Vintage and antique jewelry tells a different story. Hand-struck marks from the 19th and early 20th centuries often feature pictorial symbols — an anchor, a crown, a specific animal — that identified the maker without using words. These were practical choices for an era when many buyers were illiterate. Companies also updated their marks over the decades, so the specific version of a logo helps date a piece. A jeweler using an ornate Victorian crest in the 1890s might have switched to a streamlined Art Deco monogram by the 1930s. Each version narrows the production window.
The starting point for identifying an unknown mark is the USPTO’s free Trademark Search system at tmsearch.uspto.gov, which contains records of both active and cancelled trademarks. You can search by owner name, by description of the mark’s design elements, or by the goods classification (Class 14 for jewelry). Because many older companies have been acquired or dissolved, cancelled registrations are often more useful than active ones for vintage pieces.

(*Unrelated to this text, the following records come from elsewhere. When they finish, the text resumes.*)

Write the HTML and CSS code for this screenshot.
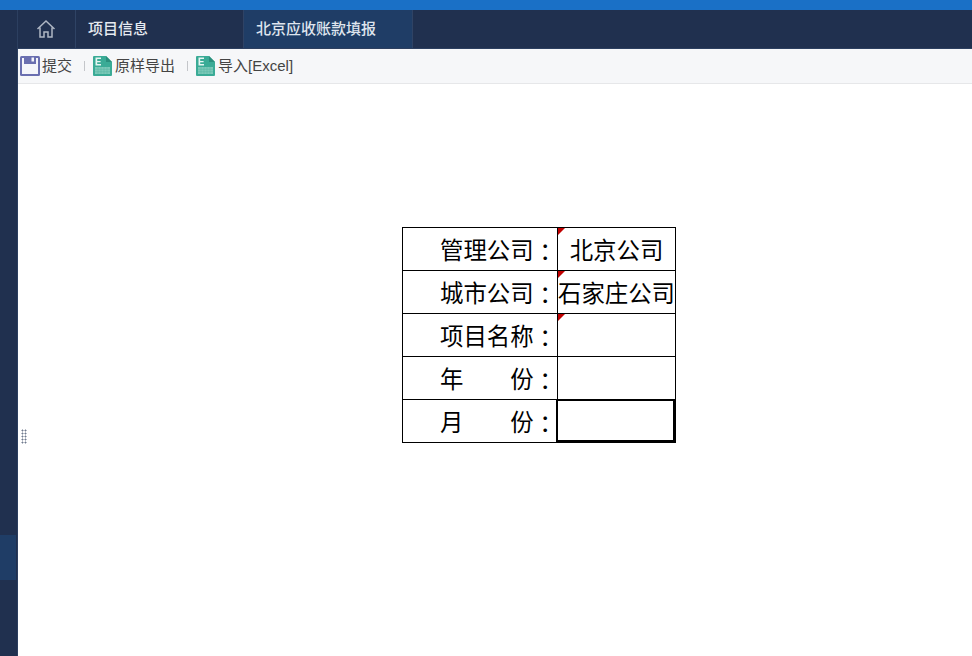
FILE: index.html
```html
<!DOCTYPE html>
<html lang="zh-CN">
<head>
<meta charset="utf-8">
<title>北京应收账款填报</title>
<link rel="stylesheet" href="styles.css">
</head>
<body>
<div class="topbar"></div>
<div class="shell">
  <aside class="sidebar"><div class="side-active"></div></aside>
  <main class="main">
    <nav class="tabs">
      <div class="tab tab-home">
        <svg class="home" width="20" height="20" viewBox="0 0 20 20" fill="none" stroke="#aeb6c4" stroke-width="1.5"><path d="M1.500 10 10 2l8.500 8M4 8.500V18h4v-5h4v5h4V8.500"/></svg>
      </div>
      <div class="tab tab-text">项目信息</div>
      <div class="tab tab-text tab-active">北京应收账款填报</div>
    </nav>
    <div class="toolbar">
      <div class="tool tool-first">
        <svg width="20" height="20" viewBox="0 0 20 20"><rect x="0" y="0" width="20" height="20" rx="1.500" fill="#6a6fb0"/><rect x="2" y="2" width="16" height="16" fill="#f4f5fa"/><rect x="4" y="0" width="12" height="8" fill="#6a6fb0"/><rect x="11.500" y="1.500" width="2.500" height="4" fill="#f4f5fa"/></svg>
        <span>提交</span>
      </div>
      <i class="sep"></i>
      <div class="tool">
        <svg width="19" height="20" viewBox="0 0 19 20"><path d="M1 0h12l6 6v13a1 1 0 0 1-1 1H1a1 1 0 0 1-1-1V1a1 1 0 0 1 1-1z" fill="#3aab96"/><path d="M13 0l6 6h-6z" fill="#2a8f7d"/><path d="M2.500 1.500H8v1.400H4.200v2H7.600v1.300H4.200v1.900H8v1.400H2.500z" fill="#e6f6f2"/><path d="M2 11h15v7H2z" fill="#7cc9b9"/><path d="M2 13.300h15M2 15.700h15M5 11v7M8 11v7M11 11v7M14 11v7" stroke="#5cb9a6" stroke-width=".6"/></svg>
        <span>原样导出</span>
      </div>
      <i class="sep"></i>
      <div class="tool">
        <svg width="19" height="20" viewBox="0 0 19 20"><path d="M1 0h12l6 6v13a1 1 0 0 1-1 1H1a1 1 0 0 1-1-1V1a1 1 0 0 1 1-1z" fill="#3aab96"/><path d="M13 0l6 6h-6z" fill="#2a8f7d"/><path d="M2.500 1.500H8v1.400H4.200v2H7.600v1.300H4.200v1.900H8v1.400H2.500z" fill="#e6f6f2"/><path d="M2 11h15v7H2z" fill="#7cc9b9"/><path d="M2 13.300h15M2 15.700h15M5 11v7M8 11v7M11 11v7M14 11v7" stroke="#5cb9a6" stroke-width=".6"/></svg>
        <span>导入[Excel]</span>
      </div>
    </div>
    <section class="sheet">
      <div class="grip"></div>
      <table class="form">
        <tr><td class="lbl">管理公司<span class="colon" lang="zh-Hant">：</span></td><td class="val mark">北京公司</td></tr>
        <tr><td class="lbl">城市公司<span class="colon" lang="zh-Hant">：</span></td><td class="val mark">石家庄公司</td></tr>
        <tr><td class="lbl">项目名称<span class="colon" lang="zh-Hant">：</span></td><td class="val mark"></td></tr>
        <tr><td class="lbl">年　　份<span class="colon" lang="zh-Hant">：</span></td><td class="val"></td></tr>
        <tr><td class="lbl">月　　份<span class="colon" lang="zh-Hant">：</span></td><td class="val selected"></td></tr>
      </table>
    </section>
  </main>
</div>
</body>
</html>
```
FILE: styles.css
```css
* { box-sizing: border-box; }
html, body { margin: 0; height: 100%; overflow: hidden; }
body {
  width: 972px;
  height: 656px;
  display: flex;
  flex-direction: column;
  background: #fff;
  font-family: "Liberation Sans", "Noto Sans CJK SC", sans-serif;
}
.topbar { height: 10px; flex: none; background: #1a70c6; }
.shell { flex: 1; display: flex; min-height: 0; }
.sidebar {
  width: 18px;
  flex: none;
  background: #20304f;
  border-right: 1px solid #2c3f60;
  padding-top: 525px;
}
.side-active { height: 45px; width: 16px; background: #1f3d66; }
.main { flex: 1; display: flex; flex-direction: column; min-width: 0; }
.tabs {
  height: 39px;
  flex: none;
  display: flex;
  background: #20304f;
  border-bottom: 1px solid #2c3f60;
}
.tab { display: flex; align-items: center; border-right: 1px solid #2f4365; }
.tab-home { width: 58px; padding: 0 0 0 18px; }
.tab-text {
  width: 168px;
  padding: 0 0 4px 12px;
  color: #e6eaf0;
  font-size: 15px;
  font-weight: 500;
}
.tab-active { width: 169px; background: #1f3d66; color: #dfe5ee; }
.toolbar {
  height: 35px;
  flex: none;
  display: flex;
  align-items: center;
  background: #f6f7f9;
  border-bottom: 1px solid #e6e7e9;
  font-size: 15px;
  color: #444;
}
.tool { display: flex; align-items: center; gap: 3px; }
.tool span { margin-top: -4px; }
.tool-first { padding-left: 2px; gap: 2px; }
.sep { width: 1px; height: 10px; background: #c4c6ca; margin: 0 8px 0 12px; }
.sheet { flex: 1; position: relative; padding: 143px 0 0 384px; }
.grip {
  position: absolute;
  left: 3px;
  top: 345px;
  width: 6px;
  height: 15px;
  background-image: radial-gradient(#6f7a8e 0.9px, transparent 1.1px);
  background-size: 3px 3px;
}
.form {
  border-collapse: collapse;
  table-layout: fixed;
  width: 274px;
  color: #000;
  font-size: 23.400px;
}
.form td {
  height: 43px;
  padding: 6px 0 0;
  border: 1px solid #000;
  white-space: nowrap;
  line-height: 1;
}
.lbl { width: 155px; text-align: right; }
.val { width: 118px; text-align: center; position: relative; }
.colon { font-family: "Noto Sans CJK TC", sans-serif; vertical-align: -2px; }
.mark::before {
  content: "";
  position: absolute;
  left: 0;
  top: 0;
  border-style: solid;
  border-width: 7px 7px 0 0;
  border-color: #c00000 transparent transparent transparent;
}
.selected::after {
  content: "";
  position: absolute;
  left: -2px;
  top: -1px;
  right: 0;
  bottom: 0;
  border: 2px solid #000;
}
```
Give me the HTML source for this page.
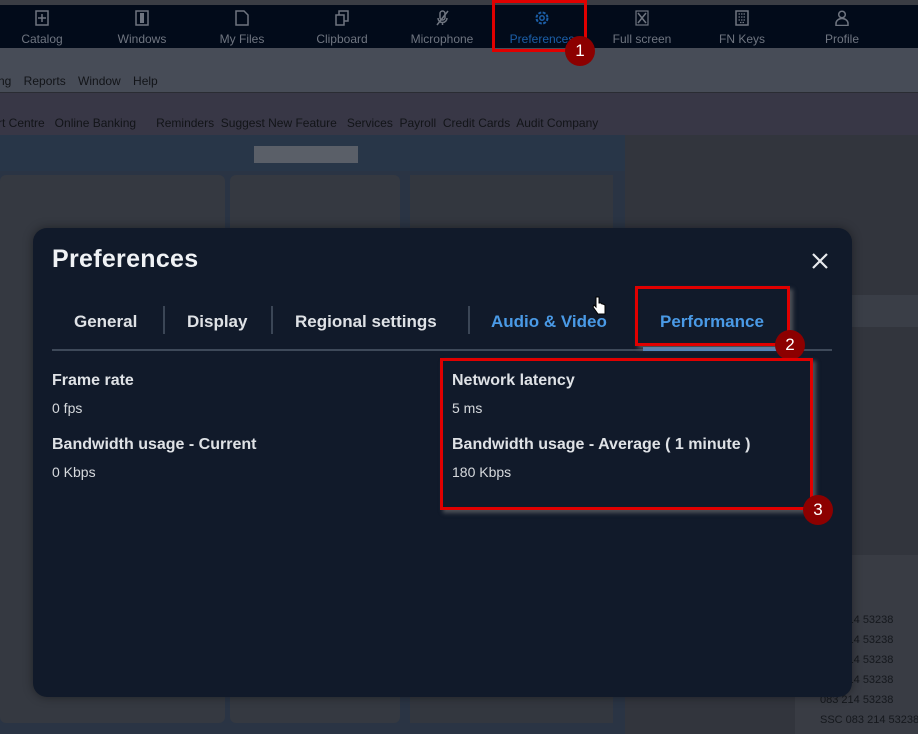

Beyond the federal database, specialized reference books catalog thousands of historical marks from manufacturers worldwide, organized by visual type — pictorial symbols, letter combinations, geometric shapes. Cross-referencing the style and font of a mark against known examples from specific decades helps narrow the manufacturer and the production era. Companies that updated their branding every few decades left a trail of distinct mark versions, each tied to a particular period.
When a mark resists identification through databases and reference materials, a professional appraiser with experience in jewelry provenance can help. Appraisal fees for maker’s mark identification and provenance evaluation typically run between $100 and $300, depending on the complexity of the piece and the research required. That cost is often worth it for estate jewelry or suspected antiques where confirming the maker could significantly change the item’s market value.